EXERCISE REQUIREMENTS: Repeat every line of the listing below exactly, minus the pictures.

-- start SOURCE EXCERPT --

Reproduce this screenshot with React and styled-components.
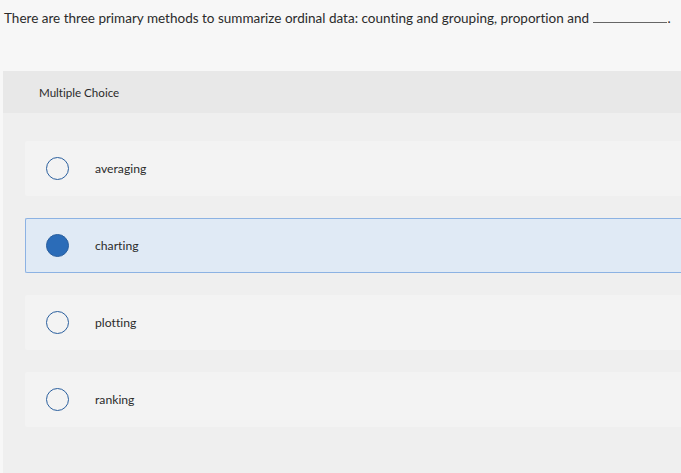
import styled, { createGlobalStyle } from "styled-components";
import { useState } from "react";

const Global = createGlobalStyle`
    html, body {
        margin: 0;
        padding: 0;
        background: #f7f7f7;
        font-family: Lato, "Open Sans", "Liberation Sans", sans-serif;
        font-variant-ligatures: none;
        color: #2b2b2b;
        overflow: hidden;
    }
`;

const choices = ["averaging", "charting", "plotting", "ranking"];

export default function App() {
    const [picked, setPicked] = useState(1);
    return (
        <Page>
            <Global />
            <Question>
                There are three primary methods to summarize ordinal data: counting and grouping, proportion and <Blank />.
            </Question>
            <Panel>
                <Header>Multiple Choice</Header>
                <Options>
                    {choices.map((c, i) => (
                        <Option key={c} $active={picked === i} onClick={() => setPicked(i)}>
                            <Radio $active={picked === i} />
                            <Label>{c}</Label>
                        </Option>
                    ))}
                </Options>
            </Panel>
        </Page>
    );
}

const Page = styled.div`
    width: 681px;
    height: 473px;
    display: flex;
    flex-direction: column;
`;

const Question = styled.p`
    margin: 0;
    padding: 10px 0 0 4px;
    font-size: 13.5px;
    line-height: 17px;
    white-space: nowrap;
    height: 61px;
    box-sizing: border-box;
`;

const Blank = styled.span`
    display: inline-block;
    width: 74px;
    border-bottom: 1px solid #666;
    vertical-align: baseline;
    margin-left: 1px;
`;

const Panel = styled.div`
    flex: 1;
    margin: 10px 0 0 3px;
    background: #efefef;
    display: flex;
    flex-direction: column;
`;

const Header = styled.div`
    height: 42px;
    background: #e8e8e8;
    padding-left: 36px;
    display: flex;
    align-items: center;
    font-size: 11.6px;
`;

const Options = styled.div`
    display: flex;
    flex-direction: column;
    gap: 22px;
    padding: 28px 0 0 22px;
`;

const Option = styled.div`
    height: 55px;
    box-sizing: border-box;
    display: flex;
    align-items: center;
    padding-left: ${p => (p.$active ? "20px" : "21px")};
    background: ${p => (p.$active ? "#e0eaf5" : "#f3f3f3")};
    border: ${p => (p.$active ? "1px solid #8cb2e3" : "none")};
    border-right: none;
    border-radius: 2px 0 0 2px;
    cursor: pointer;
`;

const Radio = styled.span`
    width: 23px;
    height: 23px;
    box-sizing: border-box;
    border-radius: 50%;
    border: 1px solid #2a5f9e;
    background: ${p => (p.$active ? "#2b6cb8" : "transparent")};
    flex-shrink: 0;
`;

const Label = styled.span`
    margin-left: 26px;
    font-size: 12.2px;
`;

-- end SOURCE EXCERPT --

RESPONSE TO THE TASK:
Reproduce this screenshot with React and styled-components.
import styled, { createGlobalStyle } from "styled-components";
import { useState } from "react";

const Global = createGlobalStyle`
    html, body {
        margin: 0;
        padding: 0;
        background: #f7f7f7;
        font-family: Lato, "Open Sans", "Liberation Sans", sans-serif;
        font-variant-ligatures: none;
        color: #2b2b2b;
        overflow: hidden;
    }
`;

const choices = ["averaging", "charting", "plotting", "ranking"];

export default function App() {
    const [picked, setPicked] = useState(1);
    return (
        <Page>
            <Global />
            <Question>
                There are three primary methods to summarize ordinal data: counting and grouping, proportion and <Blank />.
            </Question>
            <Panel>
                <Header>Multiple Choice</Header>
                <Options>
                    {choices.map((c, i) => (
                        <Option key={c} $active={picked === i} onClick={() => setPicked(i)}>
                            <Radio $active={picked === i} />
                            <Label>{c}</Label>
                        </Option>
                    ))}
                </Options>
            </Panel>
        </Page>
    );
}

const Page = styled.div`
    width: 681px;
    height: 473px;
    display: flex;
    flex-direction: column;
`;

const Question = styled.p`
    margin: 0;
    padding: 10px 0 0 4px;
    font-size: 13.5px;
    line-height: 17px;
    white-space: nowrap;
    height: 61px;
    box-sizing: border-box;
`;

const Blank = styled.span`
    display: inline-block;
    width: 74px;
    border-bottom: 1px solid #666;
    vertical-align: baseline;
    margin-left: 1px;
`;

const Panel = styled.div`
    flex: 1;
    margin: 10px 0 0 3px;
    background: #efefef;
    display: flex;
    flex-direction: column;
`;

const Header = styled.div`
    height: 42px;
    background: #e8e8e8;
    padding-left: 36px;
    display: flex;
    align-items: center;
    font-size: 11.6px;
`;

const Options = styled.div`
    display: flex;
    flex-direction: column;
    gap: 22px;
    padding: 28px 0 0 22px;
`;

const Option = styled.div`
    height: 55px;
    box-sizing: border-box;
    display: flex;
    align-items: center;
    padding-left: ${p => (p.$active ? "20px" : "21px")};
    background: ${p => (p.$active ? "#e0eaf5" : "#f3f3f3")};
    border: ${p => (p.$active ? "1px solid #8cb2e3" : "none")};
    border-right: none;
    border-radius: 2px 0 0 2px;
    cursor: pointer;
`;

const Radio = styled.span`
    width: 23px;
    height: 23px;
    box-sizing: border-box;
    border-radius: 50%;
    border: 1px solid #2a5f9e;
    background: ${p => (p.$active ? "#2b6cb8" : "transparent")};
    flex-shrink: 0;
`;

const Label = styled.span`
    margin-left: 26px;
    font-size: 12.2px;
`;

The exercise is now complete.